------ SUPPLIED INFORMATION
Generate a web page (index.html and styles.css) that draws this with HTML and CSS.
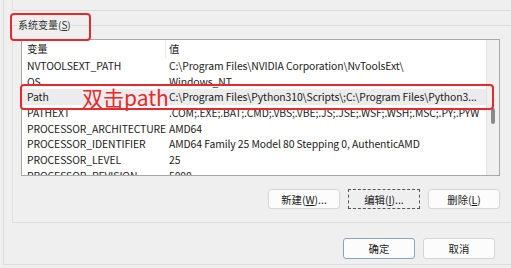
FILE: index.html
```html
<!DOCTYPE html>
<html>
<head>
	<meta charset="utf-8">
	<title>环境变量</title>
	<link rel="stylesheet" href="styles.css">
</head>
<body>
	<div class="window">
		<div class="user-group"></div>
		<div class="sys-group">
			<span class="group-label">系统变量(<u>S</u>)</span>
			<div class="list">
				<div class="rows">
					<div class="row head"><span class="name">变量</span><span class="value">值</span></div>
					<div class="row"><span class="name">NVTOOLSEXT_PATH</span><span class="value">C:\Program Files\NVIDIA Corporation\NvToolsExt\</span></div>
					<div class="row"><span class="name">OS</span><span class="value">Windows_NT</span></div>
					<div class="row selected"><span class="name">Path</span><span class="value">C:\Program Files\Python310\Scripts\;C:\Program Files\Python3...</span></div>
					<div class="row"><span class="name">PATHEXT</span><span class="value">.COM;.EXE;.BAT;.CMD;.VBS;.VBE;.JS;.JSE;.WSF;.WSH;.MSC;.PY;.PYW</span></div>
					<div class="row"><span class="name">PROCESSOR_ARCHITECTURE</span><span class="value">AMD64</span></div>
					<div class="row"><span class="name">PROCESSOR_IDENTIFIER</span><span class="value">AMD64 Family 25 Model 80 Stepping 0, AuthenticAMD</span></div>
					<div class="row"><span class="name">PROCESSOR_LEVEL</span><span class="value">25</span></div>
					<div class="row"><span class="name">PROCESSOR_REVISION</span><span class="value">5000</span></div>
				</div>
				<div class="scrollbar"><div class="thumb"></div></div>
			</div>
			<div class="list-buttons">
				<button class="btn">新建(<u>W</u>)...</button>
				<button class="btn focus">编辑(<u>I</u>)...</button>
				<button class="btn">删除(<u>L</u>)</button>
			</div>
		</div>
		<div class="dialog-buttons">
			<button class="btn default">确定</button>
			<button class="btn">取消</button>
		</div>

		<!-- 标注 -->
		<div class="mark mark-label"></div>
		<div class="mark mark-path"></div>
		<div class="mark-text">双击path</div>
	</div>
</body>
</html>
```
FILE: styles.css
```css
*{
	padding: 0;
	margin: 0;
	box-sizing: border-box;
}
body{
	background: #f0eff0;
	font-family: "Noto Sans CJK SC", sans-serif;
	font-size: 10.4px;
	color: #1b1b1b;
}
.window{
	position: relative;
	margin-left: 3px;
	width: 508px;
	height: 265px;
	padding-left: 8px;
	border-left: 1px solid #dcdbdc;
	border-bottom: 1px solid #dcdbdc;
}
.user-group{
	height: 11px;
	border-left: 1px solid #e2e1e2;
	border-bottom: 1px solid #dcdbdc;
}
.sys-group{
	position: relative;
	margin-top: 14px;
	height: 198px;
	padding: 13px 0 0 8px;
	border-top: 1px solid #dcdbdc;
	border-left: 1px solid #e2e1e2;
	border-bottom: 1px solid #dcdbdc;
}
.group-label{
	position: absolute;
	left: 4px;
	top: -9px;
	padding: 0 1px;
	line-height: 16px;
	font-size: 10px;
	background: #f0eff0;
	color: #333;
}
.list{
	display: flex;
	width: 479px;
	height: 137px;
	background: #fff;
	border: 1px solid #a7a7a7;
	overflow: hidden;
}
.rows{
	flex: 1;
	overflow: hidden;
	letter-spacing: -0.1px;
}
.row{
	display: flex;
	height: 15.67px;
	line-height: 15.67px;
	white-space: nowrap;
}
.row.head{
	height: 18px;
	line-height: 18px;
}
.row.selected{
	background: #ececec;
}
.name{
	width: 143px;
	flex: none;
	padding-left: 5px;
}
.value{
	padding-left: 4px;
	overflow: hidden;
}
.head .value{
	border-left: 1px solid #e8e8e8;
	padding-left: 3px;
}
.scrollbar{
	position: relative;
	width: 13px;
	background: #f0f0f0;
	border-left: 1px solid #e4e4e4;
}
.thumb{
	position: absolute;
	left: 4px;
	top: 68px;
	width: 4px;
	height: 16px;
	border-radius: 2px;
	background: #8a8a8a;
}
.list-buttons{
	display: flex;
	justify-content: flex-end;
	gap: 8px;
	width: 479px;
	margin-top: 13px;
}
.btn{
	width: 72px;
	height: 20px;
	font-family: inherit;
	font-size: 10.4px;
	color: #1b1b1b;
	background: #fcfcfc;
	border: 1px solid #d6d5d6;
	border-radius: 3px;
}
.btn u{
	text-decoration-thickness: 1px;
	text-underline-offset: 1px;
}
.btn.focus{
	background: #f0eff0;
	border: 1px dashed #555;
	border-radius: 0;
}
.dialog-buttons{
	display: flex;
	justify-content: flex-end;
	gap: 8px;
	width: 483px;
	margin-top: 15px;
}
.dialog-buttons .btn{
	height: 21px;
}
.btn.default{
	border-color: #8aa3c2;
}
.mark{
	position: absolute;
	border: 2px solid #e52a2c;
	border-radius: 4px;
}
.mark-label{
	left: 6px;
	top: 13px;
	width: 81px;
	height: 28px;
}
.mark-path{
	left: 16px;
	top: 84px;
	width: 474px;
	height: 26px;
}
.mark-text{
	position: absolute;
	left: 78px;
	top: 84px;
	font-size: 21px;
	line-height: 26px;
	color: #e52a2c;
}
```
------------
# [PROBLEM STATEMENT]
Quote the data above in full, leaving out the pictures it holds.

# [RESULT FOR THIS EXERCISE]
Generate a web page (index.html and styles.css) that draws this with HTML and CSS.
FILE: index.html
```html
<!DOCTYPE html>
<html>
<head>
	<meta charset="utf-8">
	<title>环境变量</title>
	<link rel="stylesheet" href="styles.css">
</head>
<body>
	<div class="window">
		<div class="user-group"></div>
		<div class="sys-group">
			<span class="group-label">系统变量(<u>S</u>)</span>
			<div class="list">
				<div class="rows">
					<div class="row head"><span class="name">变量</span><span class="value">值</span></div>
					<div class="row"><span class="name">NVTOOLSEXT_PATH</span><span class="value">C:\Program Files\NVIDIA Corporation\NvToolsExt\</span></div>
					<div class="row"><span class="name">OS</span><span class="value">Windows_NT</span></div>
					<div class="row selected"><span class="name">Path</span><span class="value">C:\Program Files\Python310\Scripts\;C:\Program Files\Python3...</span></div>
					<div class="row"><span class="name">PATHEXT</span><span class="value">.COM;.EXE;.BAT;.CMD;.VBS;.VBE;.JS;.JSE;.WSF;.WSH;.MSC;.PY;.PYW</span></div>
					<div class="row"><span class="name">PROCESSOR_ARCHITECTURE</span><span class="value">AMD64</span></div>
					<div class="row"><span class="name">PROCESSOR_IDENTIFIER</span><span class="value">AMD64 Family 25 Model 80 Stepping 0, AuthenticAMD</span></div>
					<div class="row"><span class="name">PROCESSOR_LEVEL</span><span class="value">25</span></div>
					<div class="row"><span class="name">PROCESSOR_REVISION</span><span class="value">5000</span></div>
				</div>
				<div class="scrollbar"><div class="thumb"></div></div>
			</div>
			<div class="list-buttons">
				<button class="btn">新建(<u>W</u>)...</button>
				<button class="btn focus">编辑(<u>I</u>)...</button>
				<button class="btn">删除(<u>L</u>)</button>
			</div>
		</div>
		<div class="dialog-buttons">
			<button class="btn default">确定</button>
			<button class="btn">取消</button>
		</div>

		<!-- 标注 -->
		<div class="mark mark-label"></div>
		<div class="mark mark-path"></div>
		<div class="mark-text">双击path</div>
	</div>
</body>
</html>
```
FILE: styles.css
```css
*{
	padding: 0;
	margin: 0;
	box-sizing: border-box;
}
body{
	background: #f0eff0;
	font-family: "Noto Sans CJK SC", sans-serif;
	font-size: 10.4px;
	color: #1b1b1b;
}
.window{
	position: relative;
	margin-left: 3px;
	width: 508px;
	height: 265px;
	padding-left: 8px;
	border-left: 1px solid #dcdbdc;
	border-bottom: 1px solid #dcdbdc;
}
.user-group{
	height: 11px;
	border-left: 1px solid #e2e1e2;
	border-bottom: 1px solid #dcdbdc;
}
.sys-group{
	position: relative;
	margin-top: 14px;
	height: 198px;
	padding: 13px 0 0 8px;
	border-top: 1px solid #dcdbdc;
	border-left: 1px solid #e2e1e2;
	border-bottom: 1px solid #dcdbdc;
}
.group-label{
	position: absolute;
	left: 4px;
	top: -9px;
	padding: 0 1px;
	line-height: 16px;
	font-size: 10px;
	background: #f0eff0;
	color: #333;
}
.list{
	display: flex;
	width: 479px;
	height: 137px;
	background: #fff;
	border: 1px solid #a7a7a7;
	overflow: hidden;
}
.rows{
	flex: 1;
	overflow: hidden;
	letter-spacing: -0.1px;
}
.row{
	display: flex;
	height: 15.67px;
	line-height: 15.67px;
	white-space: nowrap;
}
.row.head{
	height: 18px;
	line-height: 18px;
}
.row.selected{
	background: #ececec;
}
.name{
	width: 143px;
	flex: none;
	padding-left: 5px;
}
.value{
	padding-left: 4px;
	overflow: hidden;
}
.head .value{
	border-left: 1px solid #e8e8e8;
	padding-left: 3px;
}
.scrollbar{
	position: relative;
	width: 13px;
	background: #f0f0f0;
	border-left: 1px solid #e4e4e4;
}
.thumb{
	position: absolute;
	left: 4px;
	top: 68px;
	width: 4px;
	height: 16px;
	border-radius: 2px;
	background: #8a8a8a;
}
.list-buttons{
	display: flex;
	justify-content: flex-end;
	gap: 8px;
	width: 479px;
	margin-top: 13px;
}
.btn{
	width: 72px;
	height: 20px;
	font-family: inherit;
	font-size: 10.4px;
	color: #1b1b1b;
	background: #fcfcfc;
	border: 1px solid #d6d5d6;
	border-radius: 3px;
}
.btn u{
	text-decoration-thickness: 1px;
	text-underline-offset: 1px;
}
.btn.focus{
	background: #f0eff0;
	border: 1px dashed #555;
	border-radius: 0;
}
.dialog-buttons{
	display: flex;
	justify-content: flex-end;
	gap: 8px;
	width: 483px;
	margin-top: 15px;
}
.dialog-buttons .btn{
	height: 21px;
}
.btn.default{
	border-color: #8aa3c2;
}
.mark{
	position: absolute;
	border: 2px solid #e52a2c;
	border-radius: 4px;
}
.mark-label{
	left: 6px;
	top: 13px;
	width: 81px;
	height: 28px;
}
.mark-path{
	left: 16px;
	top: 84px;
	width: 474px;
	height: 26px;
}
.mark-text{
	position: absolute;
	left: 78px;
	top: 84px;
	font-size: 21px;
	line-height: 26px;
	color: #e52a2c;
}
```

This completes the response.